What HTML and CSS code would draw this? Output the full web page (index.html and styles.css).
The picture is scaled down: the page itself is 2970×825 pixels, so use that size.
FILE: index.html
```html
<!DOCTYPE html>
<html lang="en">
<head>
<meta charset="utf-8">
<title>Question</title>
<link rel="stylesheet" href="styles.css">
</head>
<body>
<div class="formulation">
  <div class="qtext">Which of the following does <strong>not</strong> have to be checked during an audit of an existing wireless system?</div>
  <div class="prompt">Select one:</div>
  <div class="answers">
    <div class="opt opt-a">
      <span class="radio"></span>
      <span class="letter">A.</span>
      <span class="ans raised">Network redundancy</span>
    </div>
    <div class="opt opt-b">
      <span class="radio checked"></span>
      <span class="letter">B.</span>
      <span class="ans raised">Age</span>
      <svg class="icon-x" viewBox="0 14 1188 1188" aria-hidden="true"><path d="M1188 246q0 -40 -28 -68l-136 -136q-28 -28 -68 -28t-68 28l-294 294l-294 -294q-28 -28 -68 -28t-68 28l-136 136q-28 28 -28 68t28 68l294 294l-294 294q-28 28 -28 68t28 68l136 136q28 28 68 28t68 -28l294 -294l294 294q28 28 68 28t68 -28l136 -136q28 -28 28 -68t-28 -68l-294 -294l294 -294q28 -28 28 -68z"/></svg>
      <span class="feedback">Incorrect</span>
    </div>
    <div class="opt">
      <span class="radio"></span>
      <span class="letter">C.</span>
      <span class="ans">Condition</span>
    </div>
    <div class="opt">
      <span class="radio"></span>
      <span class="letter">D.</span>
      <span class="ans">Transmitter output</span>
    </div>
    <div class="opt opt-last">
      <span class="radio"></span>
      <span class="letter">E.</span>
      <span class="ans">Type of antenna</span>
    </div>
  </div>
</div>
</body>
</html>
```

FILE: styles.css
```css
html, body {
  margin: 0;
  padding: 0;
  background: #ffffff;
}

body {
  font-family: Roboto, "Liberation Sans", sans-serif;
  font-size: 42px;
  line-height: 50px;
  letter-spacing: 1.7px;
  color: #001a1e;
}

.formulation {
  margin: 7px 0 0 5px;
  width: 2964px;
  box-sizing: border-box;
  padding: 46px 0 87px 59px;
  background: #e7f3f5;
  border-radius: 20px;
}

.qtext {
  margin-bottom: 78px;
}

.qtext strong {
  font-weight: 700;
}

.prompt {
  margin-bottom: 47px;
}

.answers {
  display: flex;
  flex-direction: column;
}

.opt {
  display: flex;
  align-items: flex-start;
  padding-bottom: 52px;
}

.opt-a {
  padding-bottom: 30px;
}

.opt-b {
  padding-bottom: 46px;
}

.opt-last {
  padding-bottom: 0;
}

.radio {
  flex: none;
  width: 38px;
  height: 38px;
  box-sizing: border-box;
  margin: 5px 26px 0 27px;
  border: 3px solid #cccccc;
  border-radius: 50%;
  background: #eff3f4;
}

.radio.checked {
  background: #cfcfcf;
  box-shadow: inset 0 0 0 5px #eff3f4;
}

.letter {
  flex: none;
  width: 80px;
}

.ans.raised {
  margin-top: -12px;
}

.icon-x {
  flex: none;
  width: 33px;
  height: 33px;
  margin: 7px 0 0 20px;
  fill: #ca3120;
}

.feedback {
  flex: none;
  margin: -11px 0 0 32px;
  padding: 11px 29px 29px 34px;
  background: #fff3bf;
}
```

Task goal —
Please output the entire listing exactly as it stands.

Right answer —
What HTML and CSS code would draw this? Output the full web page (index.html and styles.css).
The picture is scaled down: the page itself is 2970×825 pixels, so use that size.
FILE: index.html
```html
<!DOCTYPE html>
<html lang="en">
<head>
<meta charset="utf-8">
<title>Question</title>
<link rel="stylesheet" href="styles.css">
</head>
<body>
<div class="formulation">
  <div class="qtext">Which of the following does <strong>not</strong> have to be checked during an audit of an existing wireless system?</div>
  <div class="prompt">Select one:</div>
  <div class="answers">
    <div class="opt opt-a">
      <span class="radio"></span>
      <span class="letter">A.</span>
      <span class="ans raised">Network redundancy</span>
    </div>
    <div class="opt opt-b">
      <span class="radio checked"></span>
      <span class="letter">B.</span>
      <span class="ans raised">Age</span>
      <svg class="icon-x" viewBox="0 14 1188 1188" aria-hidden="true"><path d="M1188 246q0 -40 -28 -68l-136 -136q-28 -28 -68 -28t-68 28l-294 294l-294 -294q-28 -28 -68 -28t-68 28l-136 136q-28 28 -28 68t28 68l294 294l-294 294q-28 28 -28 68t28 68l136 136q28 28 68 28t68 -28l294 -294l294 294q28 28 68 28t68 -28l136 -136q28 -28 28 -68t-28 -68l-294 -294l294 -294q28 -28 28 -68z"/></svg>
      <span class="feedback">Incorrect</span>
    </div>
    <div class="opt">
      <span class="radio"></span>
      <span class="letter">C.</span>
      <span class="ans">Condition</span>
    </div>
    <div class="opt">
      <span class="radio"></span>
      <span class="letter">D.</span>
      <span class="ans">Transmitter output</span>
    </div>
    <div class="opt opt-last">
      <span class="radio"></span>
      <span class="letter">E.</span>
      <span class="ans">Type of antenna</span>
    </div>
  </div>
</div>
</body>
</html>
```

FILE: styles.css
```css
html, body {
  margin: 0;
  padding: 0;
  background: #ffffff;
}

body {
  font-family: Roboto, "Liberation Sans", sans-serif;
  font-size: 42px;
  line-height: 50px;
  letter-spacing: 1.7px;
  color: #001a1e;
}

.formulation {
  margin: 7px 0 0 5px;
  width: 2964px;
  box-sizing: border-box;
  padding: 46px 0 87px 59px;
  background: #e7f3f5;
  border-radius: 20px;
}

.qtext {
  margin-bottom: 78px;
}

.qtext strong {
  font-weight: 700;
}

.prompt {
  margin-bottom: 47px;
}

.answers {
  display: flex;
  flex-direction: column;
}

.opt {
  display: flex;
  align-items: flex-start;
  padding-bottom: 52px;
}

.opt-a {
  padding-bottom: 30px;
}

.opt-b {
  padding-bottom: 46px;
}

.opt-last {
  padding-bottom: 0;
}

.radio {
  flex: none;
  width: 38px;
  height: 38px;
  box-sizing: border-box;
  margin: 5px 26px 0 27px;
  border: 3px solid #cccccc;
  border-radius: 50%;
  background: #eff3f4;
}

.radio.checked {
  background: #cfcfcf;
  box-shadow: inset 0 0 0 5px #eff3f4;
}

.letter {
  flex: none;
  width: 80px;
}

.ans.raised {
  margin-top: -12px;
}

.icon-x {
  flex: none;
  width: 33px;
  height: 33px;
  margin: 7px 0 0 20px;
  fill: #ca3120;
}

.feedback {
  flex: none;
  margin: -11px 0 0 32px;
  padding: 11px 29px 29px 34px;
  background: #fff3bf;
}
```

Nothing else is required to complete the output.